Exercise brief: Extract from the listing each line in which the word "index" appears.

·····

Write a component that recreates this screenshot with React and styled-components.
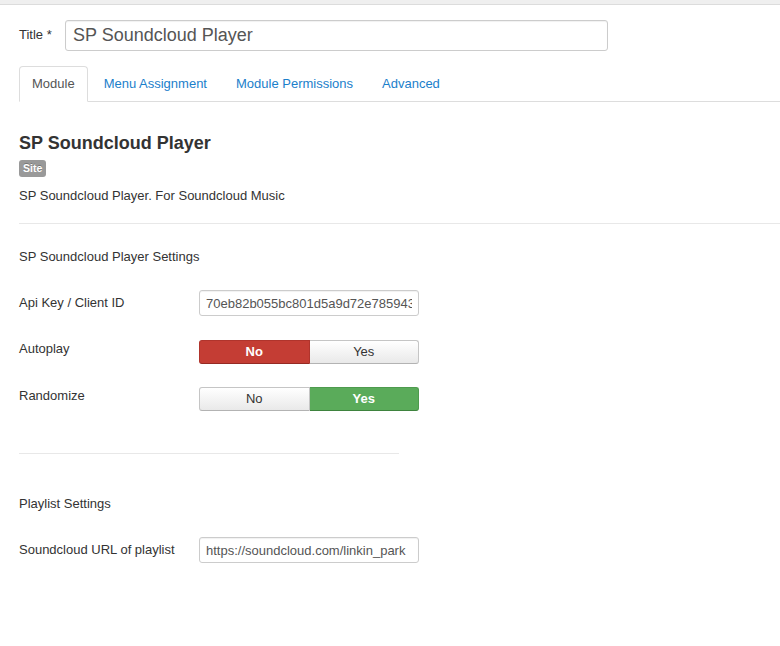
import React from "react";
import styled, { createGlobalStyle, css } from "styled-components";

const GlobalStyle = createGlobalStyle`
  html, body {
    margin: 0;
    padding: 0;
    background: #fff;
  }
  body {
    font-family: "Liberation Sans", Arial, sans-serif;
    font-size: 13px;
    line-height: 18px;
    color: #333;
  }
  * { box-sizing: border-box; }
`;

const TopBar = styled.div`
  height: 5px;
  background: #efefef;
  border-bottom: 1px solid #dcdcdc;
`;

const Page = styled.div`
  padding-left: 19px;
`;

const TitleRow = styled.div`
  display: flex;
  align-items: center;
  margin-top: 15px;
`;

const TitleLabel = styled.label`
  width: 46px;
  font-size: 13px;
  margin-top: -1px;
`;

const TitleInput = styled.input`
  width: 543px;
  height: 31px;
  padding: 0 7px;
  font-family: inherit;
  font-size: 18px;
  color: #555;
  border: 1px solid #ccc;
  border-radius: 3px;
  box-shadow: inset 0 1px 1px rgba(0, 0, 0, 0.06);
  outline: none;
`;

const Tabs = styled.ul`
  display: flex;
  list-style: none;
  margin: 15px 0 0;
  padding: 0;
  border-bottom: 1px solid #ddd;
`;

const Tab = styled.li`
  padding: 7px 12px;
  line-height: 20px;
  margin-right: 3px;
  margin-bottom: -1px;
  border: 1px solid transparent;
  border-radius: 4px 4px 0 0;
  color: #1b80cb;
  ${(p) =>
    p.$active &&
    css`
      color: #555;
      background: #fff;
      border-color: #ddd;
      border-bottom-color: #fff;
    `}
`;

const Heading = styled.h2`
  margin: 30px 0 0;
  font-size: 18px;
  line-height: 22px;
  font-weight: bold;
  color: #333;
`;

const Badge = styled.span`
  display: inline-block;
  margin-top: 6px;
  height: 17px;
  padding: 0 4px;
  font-size: 10.5px;
  line-height: 17px;
  font-weight: bold;
  color: #fff;
  background: #999;
  border-radius: 3px;
  text-shadow: 0 -1px 0 rgba(0, 0, 0, 0.25);
  vertical-align: top;
`;

const Text = styled.p`
  margin: ${(p) => p.$top}px 0 0;
`;

const Rule = styled.hr`
  margin: ${(p) => p.$top}px 0 0;
  border: 0;
  border-top: 1px solid #e8e8e8;
  height: 0;
  width: ${(p) => (p.$short ? "380px" : "auto")};
`;

const Field = styled.div`
  display: grid;
  grid-template-columns: 180px 220px;
  margin-top: ${(p) => p.$top}px;
`;

const FieldLabel = styled.label`
  padding-top: ${(p) => p.$pad || 0}px;
`;

const TextInput = styled.input`
  width: 220px;
  height: 26px;
  padding: 0 6px;
  font-family: inherit;
  font-size: 13px;
  color: #555;
  border: 1px solid #ccc;
  border-radius: 3px;
  box-shadow: inset 0 1px 1px rgba(0, 0, 0, 0.06);
  outline: none;
`;

const Toggle = styled.div`
  display: flex;
  width: 220px;
  height: 24px;
`;

const ToggleButton = styled.span`
  flex: 1;
  display: flex;
  align-items: center;
  justify-content: center;
  font-size: 13px;
  border: 1px solid #c5c5c5;
  border-bottom-color: #b3b3b3;
  color: #333;
  background: linear-gradient(#ffffff, #e9e9e9);
  &:first-child {
    border-radius: 3px 0 0 3px;
  }
  &:last-child {
    border-radius: 0 3px 3px 0;
    border-left: 0;
  }
  ${(p) =>
    p.$tone === "no" &&
    css`
      color: #fff;
      font-weight: bold;
      background: #c43d34;
      border-color: #b0342c;
      border-bottom-color: #952a23;
    `}
  ${(p) =>
    p.$tone === "yes" &&
    css`
      color: #fff;
      font-weight: bold;
      background: #5aab5a;
      border-color: #4e9b4e;
      border-bottom-color: #3e833e;
    `}
`;

function YesNo({ value }) {
  return (
    <Toggle>
      <ToggleButton $tone={value === "no" ? "no" : undefined}>No</ToggleButton>
      <ToggleButton $tone={value === "yes" ? "yes" : undefined}>Yes</ToggleButton>
    </Toggle>
  );
}

export default function App() {
  return (
    <>
      <GlobalStyle />
      <TopBar />
      <Page>
        <TitleRow>
          <TitleLabel>Title *</TitleLabel>
          <TitleInput defaultValue="SP Soundcloud Player" />
        </TitleRow>
        <Tabs>
          <Tab $active>Module</Tab>
          <Tab>Menu Assignment</Tab>
          <Tab>Module Permissions</Tab>
          <Tab>Advanced</Tab>
        </Tabs>
        <Heading>SP Soundcloud Player</Heading>
        <Badge>Site</Badge>
        <Text $top={10}>SP Soundcloud Player. For Soundcloud Music</Text>
        <Rule $top={18} />
        <Text $top={24}>SP Soundcloud Player Settings</Text>
        <Field $top={24}>
          <FieldLabel $pad={4}>Api Key / Client ID</FieldLabel>
          <TextInput defaultValue="70eb82b055bc801d5a9d72e785943c0f" />
        </Field>
        <Field $top={24}>
          <FieldLabel>Autoplay</FieldLabel>
          <YesNo value="no" />
        </Field>
        <Field $top={23}>
          <FieldLabel>Randomize</FieldLabel>
          <YesNo value="yes" />
        </Field>
        <Rule $top={42} $short />
        <Text $top={41}>Playlist Settings</Text>
        <Field $top={24}>
          <FieldLabel $pad={4}>Soundcloud URL of playlist</FieldLabel>
          <TextInput defaultValue="https://soundcloud.com/linkin_park" />
        </Field>
      </Page>
    </>
  );
}
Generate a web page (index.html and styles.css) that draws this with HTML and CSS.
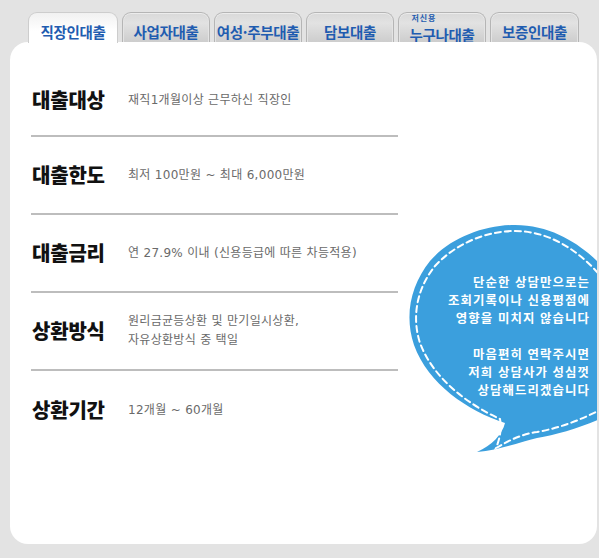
FILE: index.html
```html
<!DOCTYPE html>
<html lang="ko">
<head>
<meta charset="utf-8">
<title>직장인대출</title>
<link rel="stylesheet" href="styles.css">
</head>
<body>
<div class="page">
  <nav class="tabs">
    <a class="tab tab--active w90">직장인대출</a>
    <a class="tab w88">사업자대출</a>
    <a class="tab w88">여성·주부대출</a>
    <a class="tab w88">담보대출</a>
    <a class="tab tab--double w88"><span class="tab-stack"><span class="tab-small">저신용</span><span class="tab-main">누구나대출</span></span></a>
    <a class="tab w89">보증인대출</a>
  </nav>
  <section class="panel">
    <ul class="rows">
      <li class="row row--first">
        <h3 class="label">대출대상</h3>
        <p class="desc">재직1개월이상 근무하신 직장인</p>
      </li>
      <li class="row">
        <h3 class="label">대출한도</h3>
        <p class="desc">최저 100만원 ~ 최대 6,000만원</p>
      </li>
      <li class="row">
        <h3 class="label">대출금리</h3>
        <p class="desc">연 27.9% 이내 (신용등급에 따른 차등적용)</p>
      </li>
      <li class="row">
        <h3 class="label">상환방식</h3>
        <p class="desc">원리금균등상환 및 만기일시상환,<br>자유상환방식 중 택일</p>
      </li>
      <li class="row row--last">
        <h3 class="label">상환기간</h3>
        <p class="desc">12개월 ~ 60개월</p>
      </li>
    </ul>
    <div class="bubble">
      <svg class="bubble-shape" width="210" height="245" viewBox="400 215 210 245" xmlns="http://www.w3.org/2000/svg">
        <path fill="#3b9fdd" d="M 515 225 C 555 225 585 248 602 266 L 602 418 C 582 427 556 435 537 438 C 520 442 500 450 477 452 C 492 445 502 435 505 423 C 468 411 428 384 414 345 C 404 315 411 285 430 261 C 450 238 484 225 515 225 Z"/>
        <path fill="none" stroke="#ffffff" stroke-width="2" stroke-dasharray="6 4" stroke-linecap="round" d="M 598 273 C 582 255 553 231 515 231 C 487 231 456 243 435 266 C 418 287 411 315 420 343 C 433 378 467 404 500 419 C 502 430 499 441 496 448 C 510 440 522 434 537 432 C 560 428 580 420 600 410"/>
      </svg>
      <div class="bubble-text">
        <p>단순한 상담만으로는<br>조회기록이나 신용평점에<br>영향을 미치지 않습니다</p>
        <p>마음편히 연락주시면<br>저희 상담사가 성심껏<br>상담해드리겠습니다</p>
      </div>
    </div>
  </section>
</div>
</body>
</html>
```

FILE: styles.css
```css
* { box-sizing: border-box; }

html, body {
  margin: 0;
  padding: 0;
  background: #e3e3e3;
  font-family: "Noto Sans CJK KR", "Noto Sans", sans-serif;
}

.page {
  width: 599px;
  height: 558px;
  padding: 12px 2px 0 10px;
  overflow: hidden;
}

.tabs {
  display: flex;
  gap: 4px;
  padding-left: 18px;
  height: 30px;
}

.tab {
  display: block;
  height: 30px;
  padding-top: 10px;
  border: 1px solid #b5b5b5;
  border-bottom: none;
  border-radius: 9px 9px 0 0;
  background: linear-gradient(#d9d9d9, #e2e2e2 35%, #cdcdcd);
  box-shadow: inset 0 1px 0 #ececec, inset 1px 0 0 #e4e4e4, inset -1px 0 0 #e4e4e4;
  color: #1f5cb0;
  font-size: 14.5px;
  font-weight: 700;
  line-height: 18px;
  text-align: center;
  white-space: nowrap;
  letter-spacing: -0.3px;
}

.w90 { width: 90px; }
.w88 { width: 88px; }
.w89 { width: 89px; }

.tab--active {
  background: linear-gradient(#f1f1f1, #ffffff 60%);
  border-color: #cdcdcd;
  box-shadow: none;
  position: relative;
  z-index: 2;
  height: 31px;
}

.tab--double {
  display: flex;
  justify-content: center;
  padding-top: 0;
}

.tab-stack {
  display: flex;
  flex-direction: column;
  align-items: flex-start;
}

.tab-small {
  font-size: 8px;
  line-height: 10px;
  letter-spacing: 1px;
  padding-left: 2px;
}

.tab-main {
  line-height: 17px;
  margin-top: 3px;
}

.panel {
  position: relative;
  width: 587px;
  height: 502px;
  background: #ffffff;
  border-radius: 18px;
  overflow: hidden;
  padding: 23px 0 0 21px;
}

.rows {
  list-style: none;
  margin: 0;
  padding: 0;
  width: 367px;
}

.row {
  display: flex;
  align-items: center;
  height: 78px;
  padding-left: 1px;
  border-bottom: 2px solid #bdbdbd;
}

.row--first { height: 72px; }
.row--last { border-bottom: none; }

.label {
  width: 96px;
  flex: none;
  margin: 0;
  font-size: 20px;
  font-weight: 900;
  color: #111111;
  line-height: 24px;
  letter-spacing: -0.2px;
}

.desc {
  margin: 0;
  font-family: "DejaVu Sans", "Noto Sans CJK KR", sans-serif;
  font-size: 12px;
  line-height: 19px;
  color: #6a6a6a;
  letter-spacing: 0.3px;
}

.bubble {
  position: absolute;
  left: 390px;
  top: 173px;
  width: 210px;
  height: 245px;
}

.bubble-shape {
  display: block;
}

.bubble-text {
  position: absolute;
  right: 20px;
  top: 58px;
  text-align: right;
  color: #ffffff;
  font-size: 12.4px;
  font-weight: 700;
  line-height: 18px;
  letter-spacing: 1.1px;
  white-space: nowrap;
}

.bubble-text p {
  margin: 0;
}

.bubble-text p + p {
  margin-top: 18px;
}
```
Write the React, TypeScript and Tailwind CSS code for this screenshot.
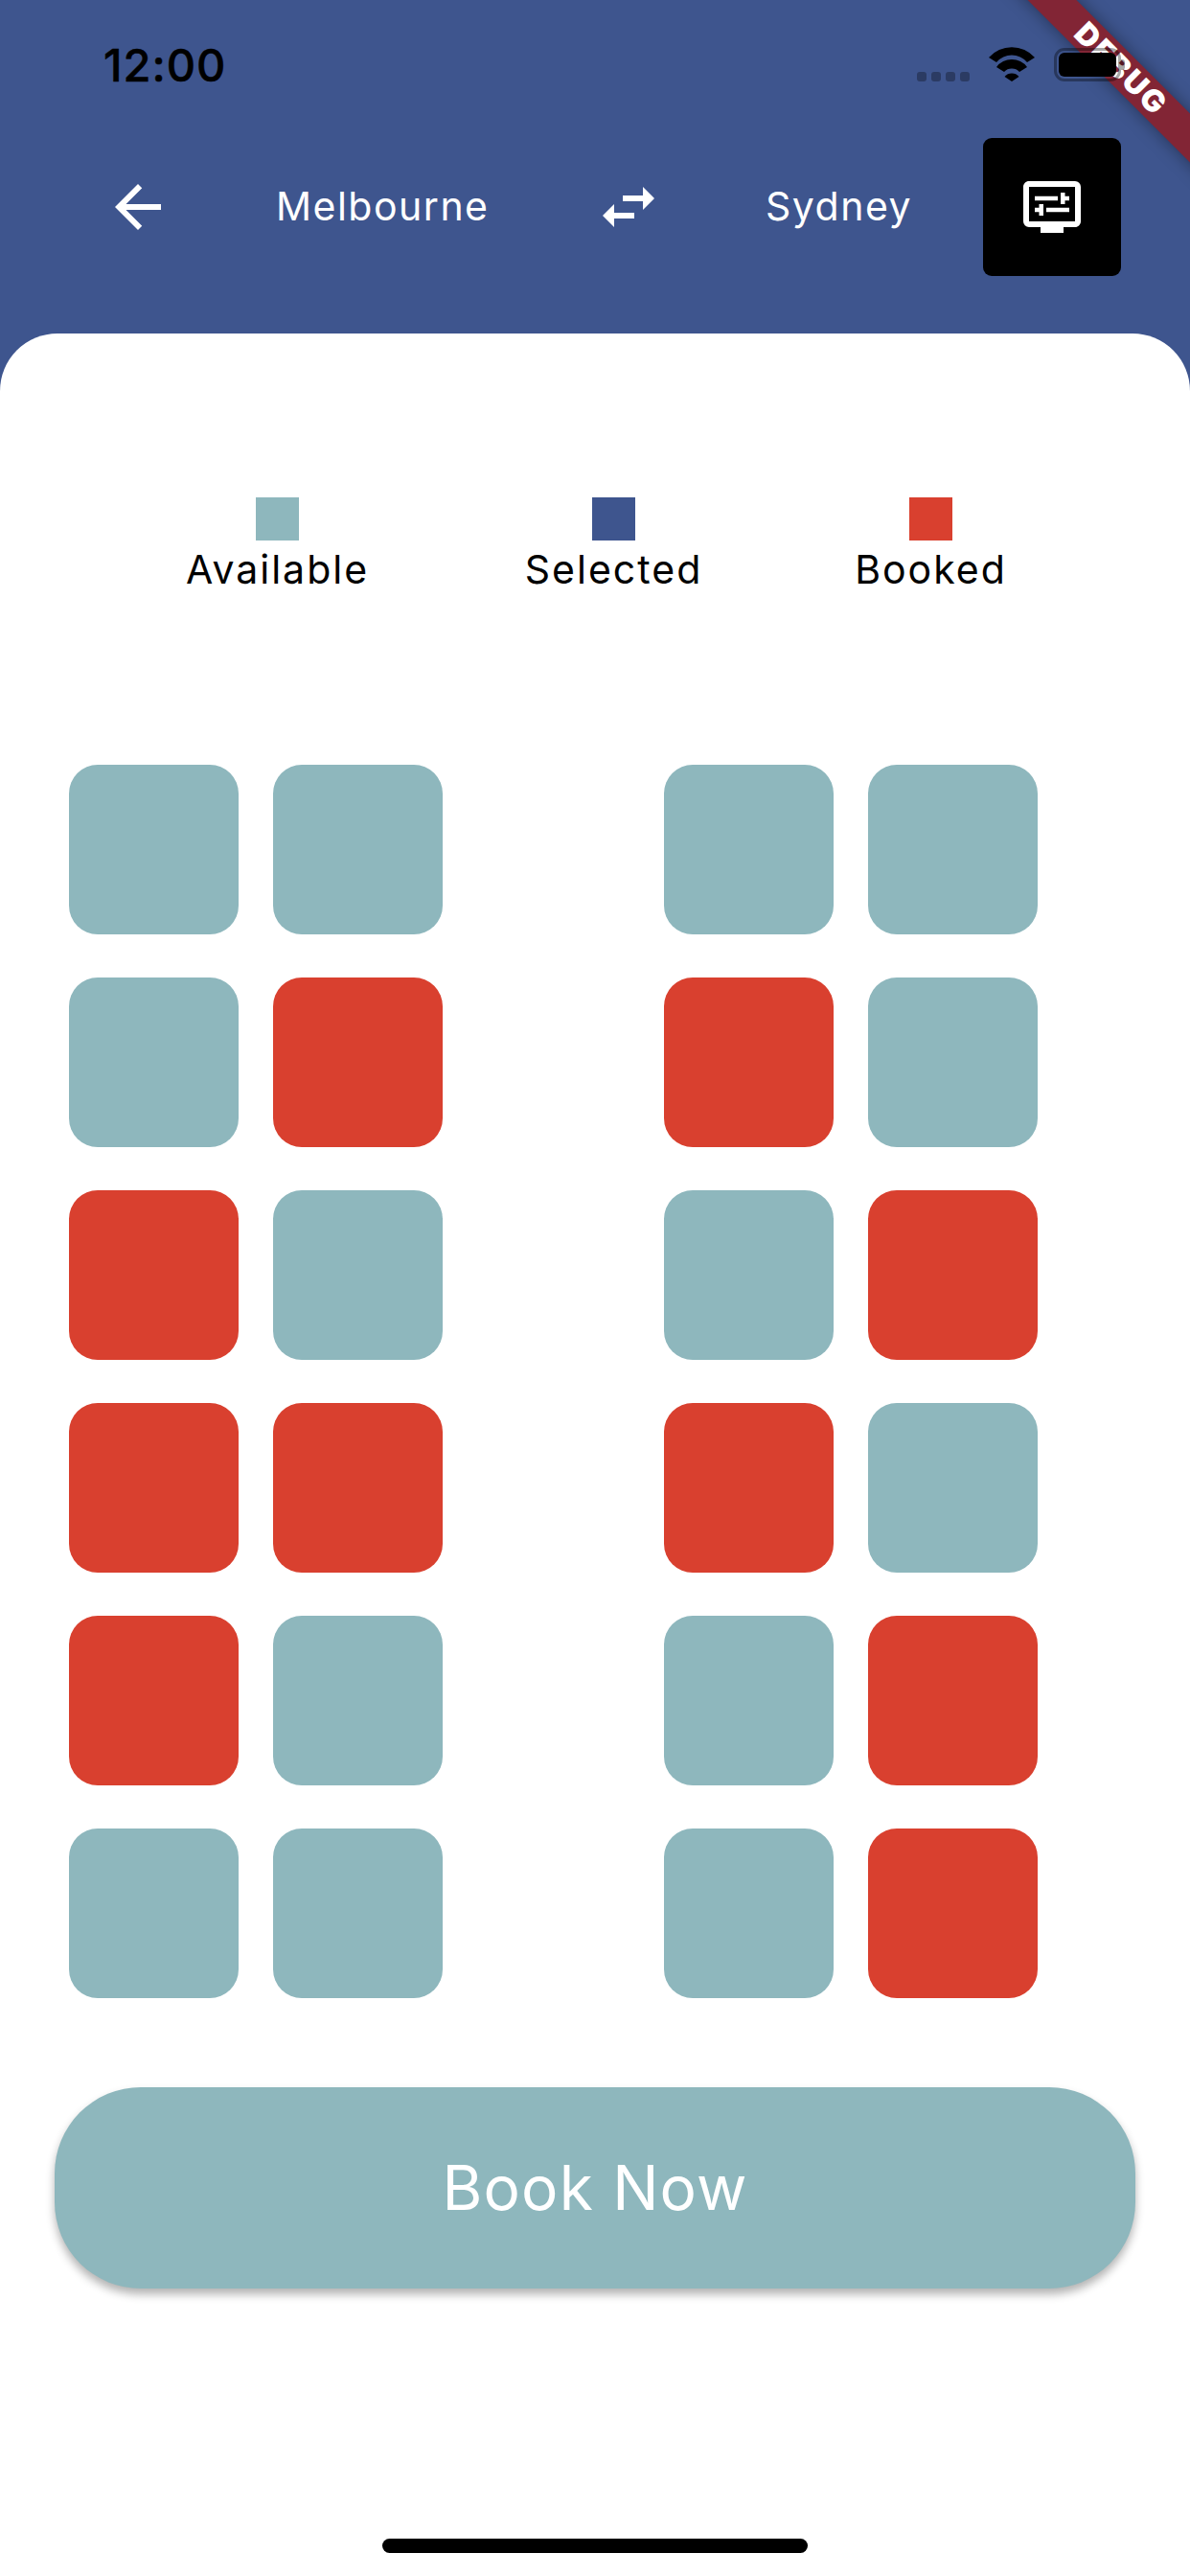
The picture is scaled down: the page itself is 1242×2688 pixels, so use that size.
import { MdArrowBack, MdOutlineDisplaySettings, MdSwapHoriz } from "react-icons/md";

const LEFT = [
  ["a", "a"],
  ["a", "b"],
  ["b", "a"],
  ["b", "b"],
  ["b", "a"],
  ["a", "a"],
];

const RIGHT = [
  ["a", "a"],
  ["b", "a"],
  ["a", "b"],
  ["b", "a"],
  ["a", "b"],
  ["a", "b"],
];

const LEGEND = [
  { label: "Available", color: "bg-[#8eb7bd]", width: "w-[193px]" },
  { label: "Selected", color: "bg-[#3e558e]", width: "w-[181px]" },
  { label: "Booked", color: "bg-[#d9402f]", width: "w-[153px]" },
];

function Seat({ state }: { state: string }) {
  return (
    <div
      className={`h-[177px] w-[177px] rounded-[30px] ${
        state === "b" ? "bg-[#d9402f]" : "bg-[#8eb7bd]"
      }`}
    />
  );
}

function SeatBlock({ rows }: { rows: string[][] }) {
  return (
    <div className="flex flex-col gap-[45px]">
      {rows.map((row, i) => (
        <div key={i} className="flex gap-[36px]">
          {row.map((state, j) => (
            <Seat key={j} state={state} />
          ))}
        </div>
      ))}
    </div>
  );
}

function StatusBar() {
  return (
    <div className="relative z-10 flex h-[144px] items-start pl-[108px] pr-[68px] pt-[40px]">
      <span className="text-[47px] font-medium leading-[56px] tracking-[1px] text-black [-webkit-text-stroke:0.5px_#000]">
        12:00
      </span>
      <div className="ml-auto mt-[35px] flex gap-[5px]">
        {[0, 1, 2, 3].map((d) => (
          <div key={d} className="h-[10px] w-[10px] rounded-[3px] bg-black/30" />
        ))}
      </div>
      <svg viewBox="0 0 48 36" className="ml-[20px] mt-[9px] h-[36px] w-[48px]">
        <path d="M0 11 A32 32 0 0 1 48 11 L40 16 A21 21 0 0 0 8 16 Z" fill="#000" />
        <path d="M8 21 A20 20 0 0 1 40 21 L32 26 A11 11 0 0 0 16 26 Z" fill="#000" />
        <path d="M16.500 31 A10 10 0 0 1 31.500 31 L24 36 Z" fill="#000" />
      </svg>
      <div className="ml-[20px] mt-[10px] flex h-[35px] w-[70px] items-center justify-center rounded-[11px] border-[3px] border-black/35">
        <div className="h-[25px] w-[60px] rounded-[6px] bg-black" />
      </div>
      <div className="mt-[22px] h-[11px] w-[4px] rounded-r-[3px] bg-black/35" />
    </div>
  );
}

function NavRow() {
  return (
    <div className="flex h-[144px] items-center text-white">
      <MdArrowBack size={72} className="ml-[108px] shrink-0" />
      <span className="ml-[108px] w-[222px] whitespace-nowrap text-center text-[41px] tracking-[1.5px]">
        Melbourne
      </span>
      <MdSwapHoriz size={72} className="ml-[110px] shrink-0" />
      <span className="ml-[107px] w-[151px] whitespace-nowrap text-center text-[41px] tracking-[1.5px]">
        Sydney
      </span>
      <div className="ml-[76px] flex h-[144px] w-[144px] items-center justify-center rounded-[9px] bg-black">
        <MdOutlineDisplaySettings size={72} />
      </div>
    </div>
  );
}

export default function App() {
  return (
    <div
      className="relative flex h-[2688px] w-[1242px] flex-col overflow-hidden bg-[#3e558e]"
      style={{ fontFamily: "Inter, 'Noto Sans', sans-serif" }}
    >
      <StatusBar />
      <NavRow />
      <div className="h-[60px] shrink-0" />

      <div className="flex flex-1 flex-col rounded-t-[60px] bg-white">
        {/* Legend */}
        <div className="ml-[193px] mt-[171px] flex gap-[164px]">
          {LEGEND.map((item) => (
            <div key={item.label} className={`flex flex-col items-center ${item.width}`}>
              <div className={`h-[45px] w-[45px] ${item.color}`} />
              <span className="whitespace-nowrap text-[41px] leading-[60px] tracking-[2px] text-black">
                {item.label}
              </span>
            </div>
          ))}
        </div>

        {/* Seats */}
        <div className="ml-[72px] mt-[174px] flex gap-[231px]">
          <SeatBlock rows={LEFT} />
          <SeatBlock rows={RIGHT} />
        </div>

        <button className="mx-[57px] mt-[93px] flex h-[210px] items-center justify-center rounded-[90px] bg-[#8eb7bd] text-[64px] tracking-[1.2px] text-white shadow-[0_6px_10px_rgba(0,0,0,0.3)]">
          Book Now
        </button>

        {/* Home indicator */}
        <div className="mx-auto mt-[261px] h-[15px] w-[444px] rounded-full bg-black" />
      </div>

      {/* Debug ribbon */}
      <div className="absolute left-[1000px] top-[54px] flex h-[36px] w-[340px] rotate-45 items-center justify-center bg-[#822535] text-[32px] font-black leading-none tracking-[2px] text-white shadow-[0_0_18px_rgba(0,0,0,0.4)]">
        DEBUG
      </div>
    </div>
  );
}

·····

Full solution:
Generate a web page (index.html and styles.css) that draws this with HTML and CSS.
FILE: index.html
  z-index: 2;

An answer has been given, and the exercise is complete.